“We have to split up… in case somebody better comes along!”
Either from our own real life or from popular culture and the media, we’ve all come across a statement like that. It’s rarely quite so brazen: instead, it’s sometimes concealed behind another reason, whether tactful or simply false. But it still reeks of a lack of commitment and an unwillingness to “give it a try.”
However, it turns out that there’s actually a solid mathematical basis for it. Let’s assume for a moment that you:
- Engage exclusively in monogamous relationships. To each their own, I suppose.
- Are seeking for a relationship that will last indefinitely (e.g. traditional monogamous marriage, “’til death do us part,” and all that jazz).

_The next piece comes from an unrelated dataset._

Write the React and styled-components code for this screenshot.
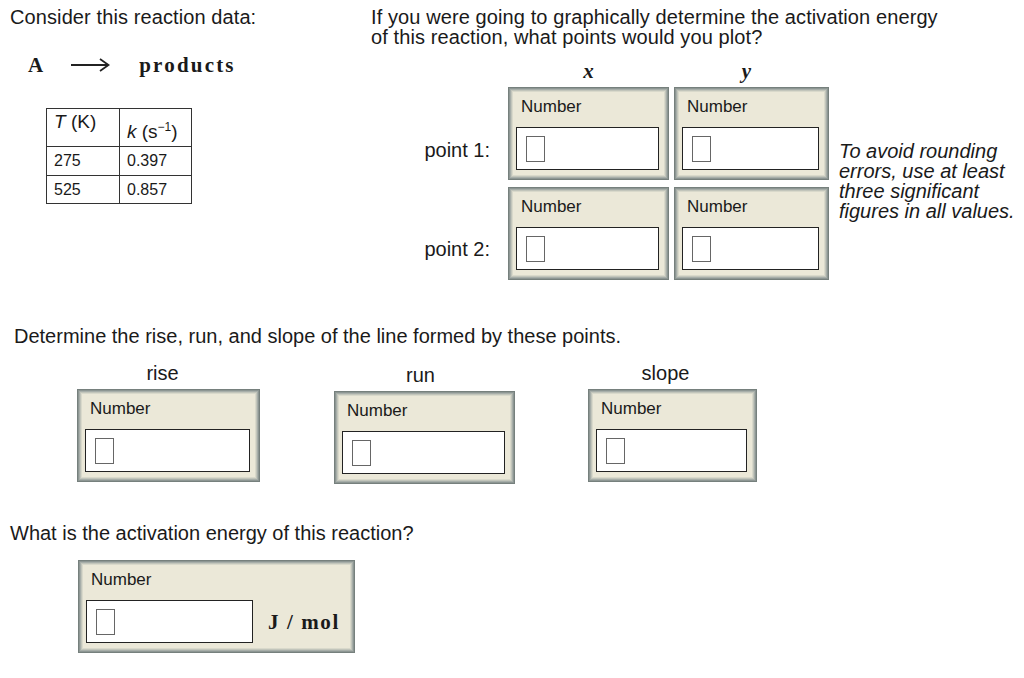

- Can’t or won’t date your exes.
- Can rate all of your relationships relative to one another (i.e. rank them all, from best to worst)?
- Can reasonably estimate the number of partners that you will have the opportunity to assess over the course of your life. You can work this out by speculating on how long you’ll live (and be dating!) for, and multiplying, though of course there are several factors that will introduce error. When making this assumption, you should assume that you break up from any monogamous relationship that you’re currently in, and that no future monogamous relationship is allowed to last long enough that it may prevent you from exploring the next one, until you find “the one” – the lucky winner you’re hoping to spend the rest of your life with.

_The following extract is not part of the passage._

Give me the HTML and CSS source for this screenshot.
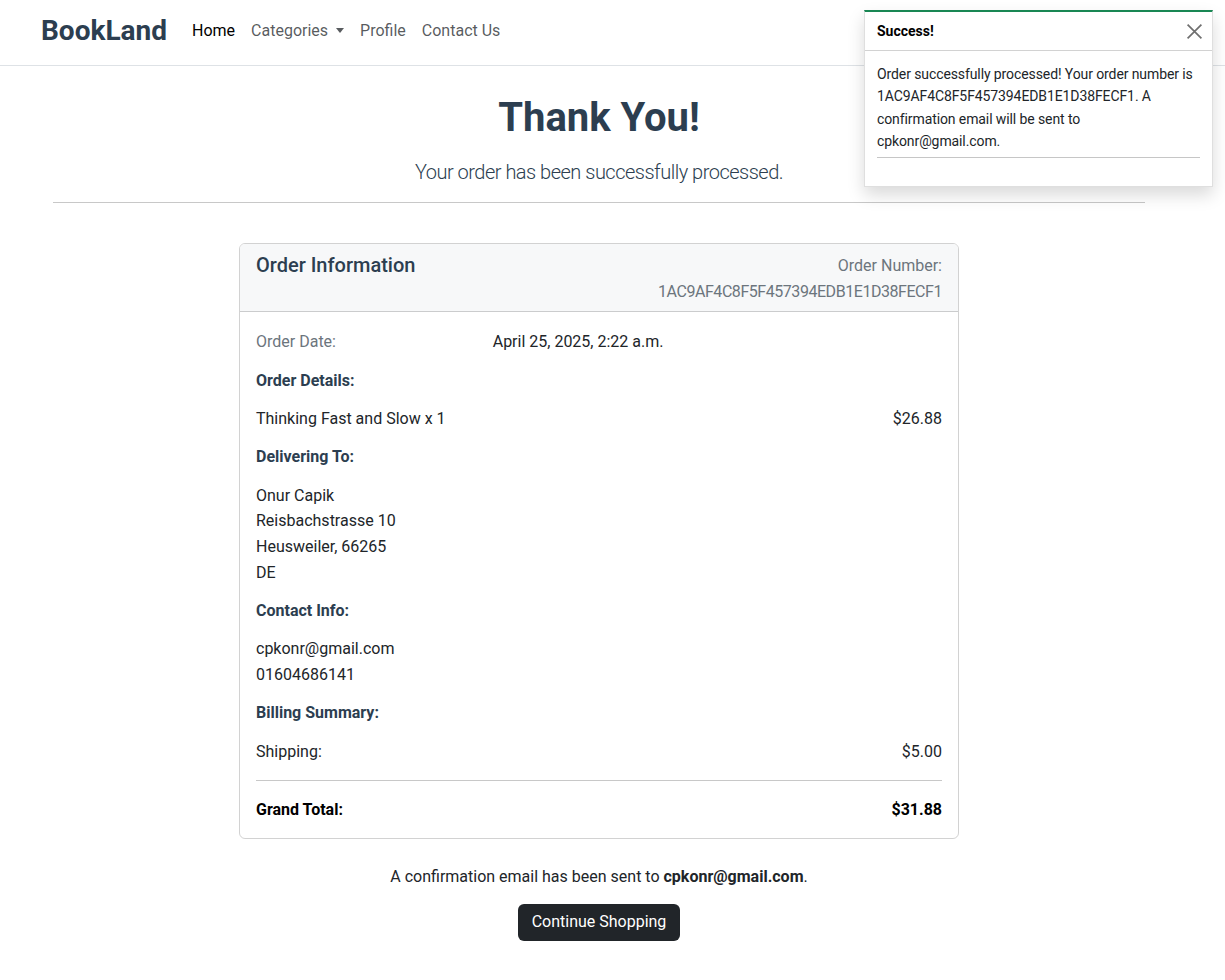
FILE: index.html
```html
<!DOCTYPE html>
<html lang="en">
<head>
<meta charset="utf-8">
<title>BookLand - Thank You</title>
<link rel="stylesheet" href="styles.css">
</head>
<body>
<nav class="navbar">
  <a class="brand" href="#">BookLand</a>
  <ul class="nav-links">
    <li><a class="nav-link active" href="#">Home</a></li>
    <li><a class="nav-link dropdown" href="#">Categories<span class="caret"></span></a></li>
    <li><a class="nav-link" href="#">Profile</a></li>
    <li><a class="nav-link" href="#">Contact Us</a></li>
  </ul>
</nav>

<div class="toast">
  <div class="toast-header">
    <strong>Success!</strong>
    <button class="btn-close" aria-label="Close">
      <svg width="14" height="14" viewBox="0 0 16 16"><path d="M1.5 1.5 L14.5 14.5 M14.5 1.5 L1.5 14.5" stroke="currentColor" stroke-width="1.6" fill="none"/></svg>
    </button>
  </div>
  <div class="toast-body">
    <p>Order successfully processed! Your order number is 1AC9AF4C8F5F457394EDB1E1D38FECF1. A confirmation email will be sent to cpkonr@gmail.com.</p>
    <hr class="toast-hr">
  </div>
</div>

<main class="page">
  <h1 class="title">Thank You!</h1>
  <p class="lead">Your order has been successfully processed.</p>
  <hr class="divider">

  <section class="card">
    <div class="card-header">
      <h5 class="card-title">Order Information</h5>
      <div class="order-number">
        <div>Order Number:</div>
        <div class="order-code">1AC9AF4C8F5F457394EDB1E1D38FECF1</div>
      </div>
    </div>
    <div class="card-body">
      <div class="info-row">
        <span class="muted">Order Date:</span>
        <span>April 25, 2025, 2:22 a.m.</span>
      </div>
      <h6 class="section-title">Order Details:</h6>
      <div class="price-row">
        <span>Thinking Fast and Slow x 1</span>
        <span>$26.88</span>
      </div>
      <h6 class="section-title">Delivering To:</h6>
      <p class="block">Onur Capik<br>Reisbachstrasse 10<br>Heusweiler, 66265<br>DE</p>
      <h6 class="section-title">Contact Info:</h6>
      <p class="block">cpkonr@gmail.com<br>01604686141</p>
      <h6 class="section-title">Billing Summary:</h6>
      <div class="price-row last">
        <span>Shipping:</span>
        <span>$5.00</span>
      </div>
      <hr class="card-hr">
      <div class="price-row total">
        <span>Grand Total:</span>
        <span>$31.88</span>
      </div>
    </div>
  </section>

  <p class="confirm">A confirmation email has been sent to <strong>cpkonr@gmail.com</strong>.</p>
  <div class="actions">
    <a class="btn-dark" href="#">Continue Shopping</a>
  </div>
</main>
</body>
</html>
```

FILE: styles.css
```css
* { box-sizing: border-box; }

body {
  margin: 0;
  font-family: Roboto, "Noto Sans", "Liberation Sans", sans-serif;
  font-size: 16px;
  line-height: 1.6;
  color: #212529;
  background: #fff;
}

a { text-decoration: none; }

/* Navbar */
.navbar {
  height: 66px;
  border-bottom: 1px solid #dee2e6;
  display: flex;
  align-items: center;
  padding-left: 41px;
  background: #fff;
}
.brand {
  font-size: 28px;
  font-weight: 700;
  color: #2c3e50;
  line-height: 1.2;
  margin-right: 17px;
  margin-top: -4px;
}
.nav-links {
  list-style: none;
  display: flex;
  margin: 0;
  padding: 0;
  margin-top: -4px;
}
.nav-link {
  display: block;
  padding: 8px 8px;
  color: rgba(33, 37, 41, 0.75);
}
.nav-link.active { color: #000; }
.caret {
  display: inline-block;
  margin-left: 8px;
  vertical-align: 3px;
  border-top: 5px solid;
  border-left: 4.5px solid transparent;
  border-right: 4.5px solid transparent;
}

/* Toast */
.toast {
  position: absolute;
  top: 10px;
  right: 12px;
  width: 349px;
  background: #fff;
  border: 1px solid rgba(0, 0, 0, 0.12);
  border-top: 2px solid #198754;
  box-shadow: 0 0.5rem 1rem rgba(0, 0, 0, 0.15);
  font-size: 14px;
  line-height: 1.6;
}
.toast-header {
  display: flex;
  align-items: center;
  justify-content: space-between;
  padding: 8px 12px;
  height: 39px;
  border-bottom: 1px solid rgba(0, 0, 0, 0.175);
  color: #000;
}
.toast-header strong { font-weight: 700; }
.btn-close {
  border: 0;
  background: transparent;
  padding: 0;
  margin-right: -3px;
  color: #6f6f6f;
  display: flex;
  cursor: pointer;
}
.btn-close svg { width: 17px; height: 17px; }
.toast-body {
  padding: 12px 12px 12px;
}
.toast-body p { margin: 0; color: #212529; letter-spacing: -0.1px; }
.toast-hr {
  border: 0;
  border-top: 1px solid #c6c6c6;
  margin: 4px 0 16px;
}

/* Page */
.page {
  width: 1092px;
  margin-left: 53px;
  padding-top: 28px;
  padding-bottom: 40px;
}
.title {
  text-align: center;
  font-size: 40px;
  font-weight: 700;
  line-height: 1.2;
  color: #2c3e50;
  margin: 0 0 14px;
}
.lead {
  text-align: center;
  font-size: 20px;
  font-weight: 300;
  line-height: 1.6;
  color: #2c3e50;
  letter-spacing: -0.5px;
  margin: 0 0 14px;
}
.divider {
  border: 0;
  border-top: 1px solid #c8c8c8;
  margin: 0 0 40px;
}

/* Card */
.card {
  width: 720px;
  margin: 0 auto;
  border: 1px solid rgba(0, 0, 0, 0.175);
  border-radius: 6px;
  overflow: hidden;
}
.card-header {
  display: flex;
  justify-content: space-between;
  align-items: flex-start;
  padding: 9px 16px 7px;
  background: #f7f8f9;
  border-bottom: 1px solid rgba(0, 0, 0, 0.175);
}
.card-title {
  margin: 0;
  font-size: 20px;
  font-weight: 500;
  line-height: 1.28;
  color: #2c3e50;
}
.order-number {
  text-align: right;
  color: #6c757d;
}
.order-code { letter-spacing: -0.45px; }
.card-body {
  padding: 17px 16px 15px;
}
.info-row {
  display: grid;
  grid-template-columns: 236.7px 1fr;
  margin-bottom: 12.8px;
}
.muted { color: #6c757d; }
.section-title {
  font-size: 16px;
  font-weight: 700;
  line-height: 1.6;
  color: #2c3e50;
  margin: 0 0 12.8px;
}
.price-row {
  display: flex;
  justify-content: space-between;
  margin-bottom: 12.8px;
}
.price-row.last { margin-bottom: 0; }
.price-row.total { margin-bottom: 0; font-weight: 700; color: #000; }
.block { margin: 0 0 12.8px; }
.card-hr {
  border: 0;
  border-top: 1px solid #c8c8c8;
  margin: 16px 0;
}

.confirm {
  text-align: center;
  margin: 25px 0 15px;
}
.confirm strong { font-weight: 700; }
.actions {
  display: flex;
  justify-content: center;
}
.btn-dark {
  display: inline-block;
  background: #212529;
  color: #fff;
  padding: 6px 14px;
  border-radius: 6px;
  line-height: 1.55;
  font-size: 16px;
}
```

Assuming that all of the above is true, what strategy should you employ in order to maximise your chance of getting yourself the best possible lover (for you)?
It turns out that clever (and probably single) mathematicians have already solved this puzzle for you. They call it the Secretary Problem, because they’d rather think about it as being a human resources exercise, rather than a reminder of their own tragic loneliness.

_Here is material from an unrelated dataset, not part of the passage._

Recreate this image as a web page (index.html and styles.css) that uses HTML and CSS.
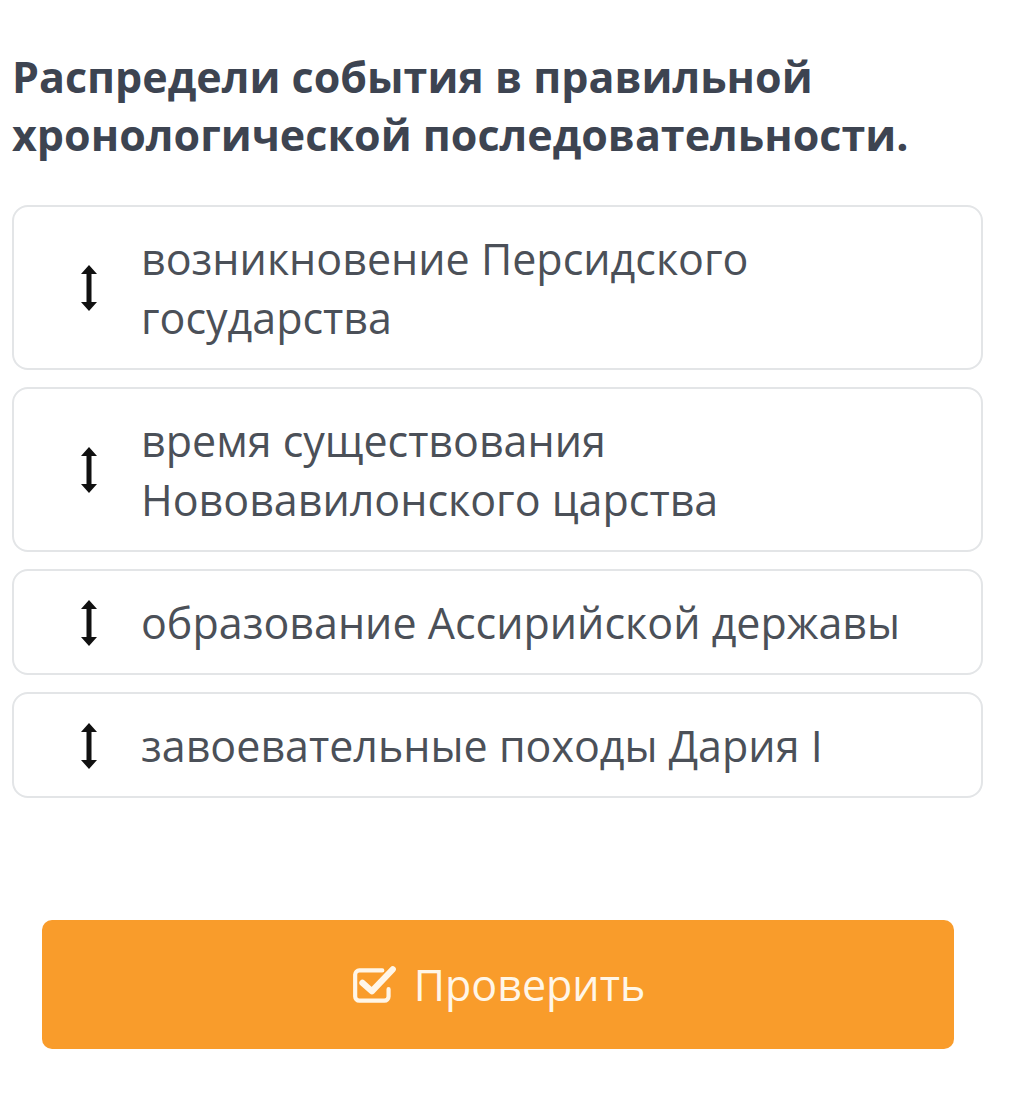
FILE: index.html
```html
<!DOCTYPE html>
<html lang="ru">
<head>
    <meta charset="UTF-8">
    <meta name="viewport" content="width=device-width, initial-scale=1.0">
    <title>Хронология</title>
    <link rel="stylesheet" href="styles.css">
</head>
<body>
    <div class="task">
        <h1>Распредели события в правильной хронологической последовательности.</h1>
        <div class="items">
            <div class="item">
                <span class="handle">
                    <svg width="18" height="46" viewBox="0 0 18 46"><path d="M9 0 L17 9 L11.5 9 L11.5 37 L17 37 L9 46 L1 37 L6.5 37 L6.5 9 L1 9 Z" fill="#111"/></svg>
                </span>
                <span class="label">возникновение Персидского государства</span>
            </div>
            <div class="item">
                <span class="handle">
                    <svg width="18" height="46" viewBox="0 0 18 46"><path d="M9 0 L17 9 L11.5 9 L11.5 37 L17 37 L9 46 L1 37 L6.5 37 L6.5 9 L1 9 Z" fill="#111"/></svg>
                </span>
                <span class="label">время существования Нововавилонского царства</span>
            </div>
            <div class="item">
                <span class="handle">
                    <svg width="18" height="46" viewBox="0 0 18 46"><path d="M9 0 L17 9 L11.5 9 L11.5 37 L17 37 L9 46 L1 37 L6.5 37 L6.5 9 L1 9 Z" fill="#111"/></svg>
                </span>
                <span class="label">образование Ассирийской державы</span>
            </div>
            <div class="item">
                <span class="handle">
                    <svg width="18" height="46" viewBox="0 0 18 46"><path d="M9 0 L17 9 L11.5 9 L11.5 37 L17 37 L9 46 L1 37 L6.5 37 L6.5 9 L1 9 Z" fill="#111"/></svg>
                </span>
                <span class="label">завоевательные походы Дария I</span>
            </div>
        </div>
        <button class="check-btn">
            <svg width="48" height="40" viewBox="0 0 46 38">
                <path d="M30 5 H8 a4 4 0 0 0 -4 4 V30 a4 4 0 0 0 4 4 H32 a4 4 0 0 0 4 -4 V23" fill="none" stroke="#fff6e8" stroke-width="4" stroke-linecap="round"/>
                <path d="M11 17 L20 25 L40 4" fill="none" stroke="#fff6e8" stroke-width="6" stroke-linecap="round" stroke-linejoin="round"/>
            </svg>
            <span>Проверить</span>
        </button>
    </div>
</body>
</html>
```

FILE: styles.css
```css
body {
    margin: 0;
    background-color: #fff;
    font-family: "Open Sans", "Noto Sans", sans-serif;
}
.task {
    padding: 48px 27px 0 12px;
}
h1 {
    margin: 0 0 41px 0;
    font-size: 43px;
    line-height: 58px;
    font-weight: 700;
    color: #3d4451;
    padding-right: 40px;
}
.items {
    display: flex;
    flex-direction: column;
    gap: 17px;
}
.item {
    display: flex;
    align-items: center;
    border: 2px solid #e3e5e7;
    border-radius: 16px;
    padding: 22px 20px 21px 0;
}
.handle {
    width: 127px;
    flex-shrink: 0;
    display: flex;
}
.handle svg {
    margin-left: 66px;
    display: block;
}
.label {
    font-size: 43px;
    line-height: 59px;
    color: #4b5058;
}
.check-btn {
    display: flex;
    align-items: center;
    justify-content: center;
    gap: 15px;
    width: 912px;
    height: 129px;
    margin: 122px 0 0 30px;
    border: none;
    border-radius: 10px;
    background-color: #f99c2b;
    color: #fff6e8;
    font-family: "Open Sans", "Noto Sans", sans-serif;
    font-size: 43px;
    cursor: pointer;
}
.check-btn svg {
    display: block;
}
```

A Mathematical Strategy for Monogamy
Here’s what you do:
- Take the number of people you expect to be able to date over the course of your lifetime, assuming that you never “settle down” and stop dating others. For example’s sake, let’s pick 20.
- Divide that number by e – about 2.71828. You won’t get a round number, so round down. In our example, we get 7.
- Date that many people – maybe you already have. Leave them all. This is important: these first few (7, in our example) aren’t “keepers”: the only reason you date them is to give you a basis for comparison against which you rate all of your future lovers.
- Keep dating: only stop when you find somebody who is better than everybody you’ve dated so far.
And there you have it! Mathematically-speaking, this strategy gives you a 37% chance of ending up with the person who – of all the people you’d have had the chance to date – is the best. 37% doesn’t sound like much, but from a mathematical standpoint, it’s the best you can do with monogamy unless you permit yourself to date exes, or to cheat.
Or to conveniently see your current partner as being better than you would have objectively rated them otherwise. That’s what love will do for you, but that’s harder to model mathematically.
Of course, if everybody used this technique (or even if enough people used it that you might be reasonably expected to date somebody who did, at some point in your life), then the problem drifts into the domain of game theory. And by that point, you’d do better to set up a dating agency, collect everybody’s details, and use a Stable Marriage problem solution to pair everybody up.
This has been a lesson in why mathematicians shouldn’t date.